__To do__. Print, word for word, every line from the beginning of the listing up to and including the line with "import React from". Pictures are to be excluded.
Input for this task start
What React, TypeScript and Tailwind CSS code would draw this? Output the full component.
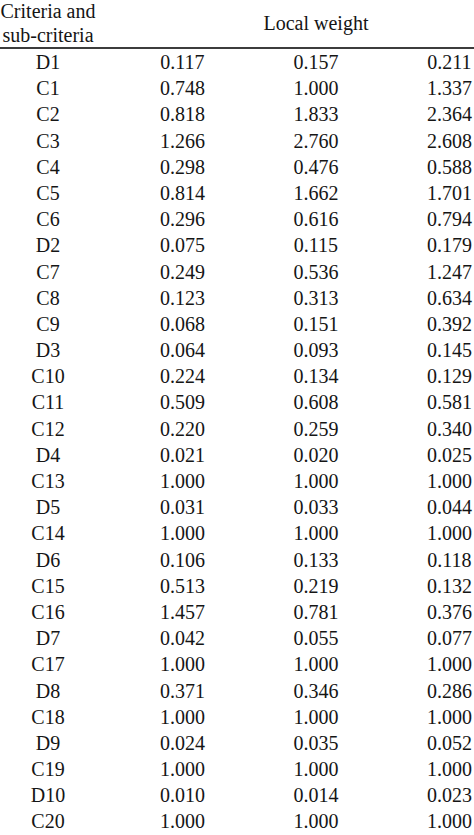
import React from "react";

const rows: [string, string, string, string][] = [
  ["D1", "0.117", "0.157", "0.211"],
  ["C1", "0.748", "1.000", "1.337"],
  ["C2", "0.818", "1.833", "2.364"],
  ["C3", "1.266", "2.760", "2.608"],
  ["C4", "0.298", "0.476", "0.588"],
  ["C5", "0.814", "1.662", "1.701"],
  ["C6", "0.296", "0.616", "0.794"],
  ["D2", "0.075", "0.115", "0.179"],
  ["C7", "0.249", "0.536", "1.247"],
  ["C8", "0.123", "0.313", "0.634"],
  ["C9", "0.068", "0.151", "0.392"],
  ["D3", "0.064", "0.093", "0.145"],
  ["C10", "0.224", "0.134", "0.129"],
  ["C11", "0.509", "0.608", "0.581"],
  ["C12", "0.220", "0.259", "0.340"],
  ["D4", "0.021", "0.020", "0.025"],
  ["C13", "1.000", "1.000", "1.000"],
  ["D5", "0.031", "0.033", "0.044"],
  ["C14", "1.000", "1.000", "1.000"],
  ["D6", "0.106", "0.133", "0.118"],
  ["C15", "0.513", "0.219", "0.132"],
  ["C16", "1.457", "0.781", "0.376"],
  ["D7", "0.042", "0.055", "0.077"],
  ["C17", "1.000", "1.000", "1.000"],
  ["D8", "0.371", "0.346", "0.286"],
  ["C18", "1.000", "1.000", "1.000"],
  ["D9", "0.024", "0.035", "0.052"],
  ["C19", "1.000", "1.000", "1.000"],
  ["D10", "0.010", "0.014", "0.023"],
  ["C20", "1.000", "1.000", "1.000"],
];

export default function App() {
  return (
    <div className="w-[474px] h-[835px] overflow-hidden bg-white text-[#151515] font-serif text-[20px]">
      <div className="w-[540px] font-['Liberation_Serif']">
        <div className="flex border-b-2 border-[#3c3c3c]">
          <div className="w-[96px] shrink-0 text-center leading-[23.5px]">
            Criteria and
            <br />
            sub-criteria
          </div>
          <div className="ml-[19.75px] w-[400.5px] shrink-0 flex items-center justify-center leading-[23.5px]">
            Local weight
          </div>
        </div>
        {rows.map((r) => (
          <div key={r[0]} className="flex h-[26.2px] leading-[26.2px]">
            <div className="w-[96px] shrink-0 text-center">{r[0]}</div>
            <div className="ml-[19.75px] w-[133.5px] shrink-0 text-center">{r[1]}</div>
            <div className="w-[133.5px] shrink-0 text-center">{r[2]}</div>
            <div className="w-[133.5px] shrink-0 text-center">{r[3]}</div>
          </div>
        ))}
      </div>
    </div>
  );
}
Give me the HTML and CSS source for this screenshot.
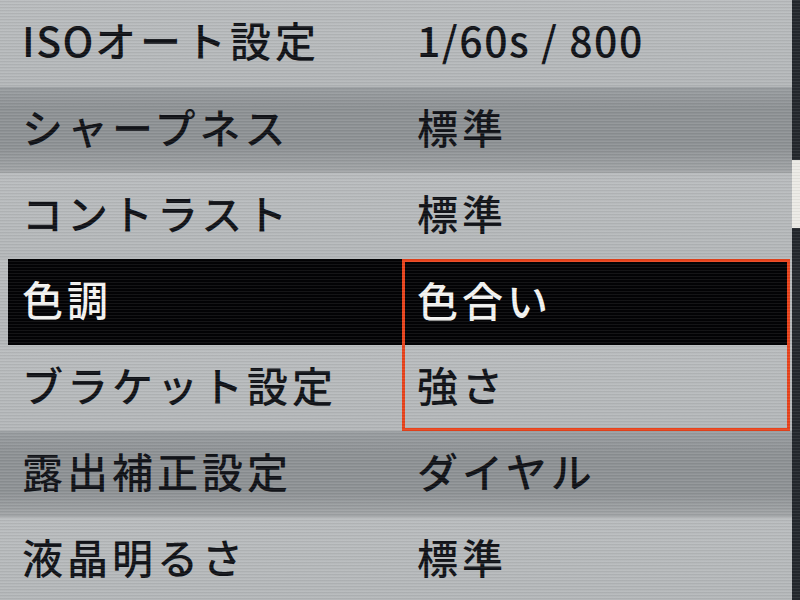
Input for this task end
__Task output__.
What React, TypeScript and Tailwind CSS code would draw this? Output the full component.
import React from "react";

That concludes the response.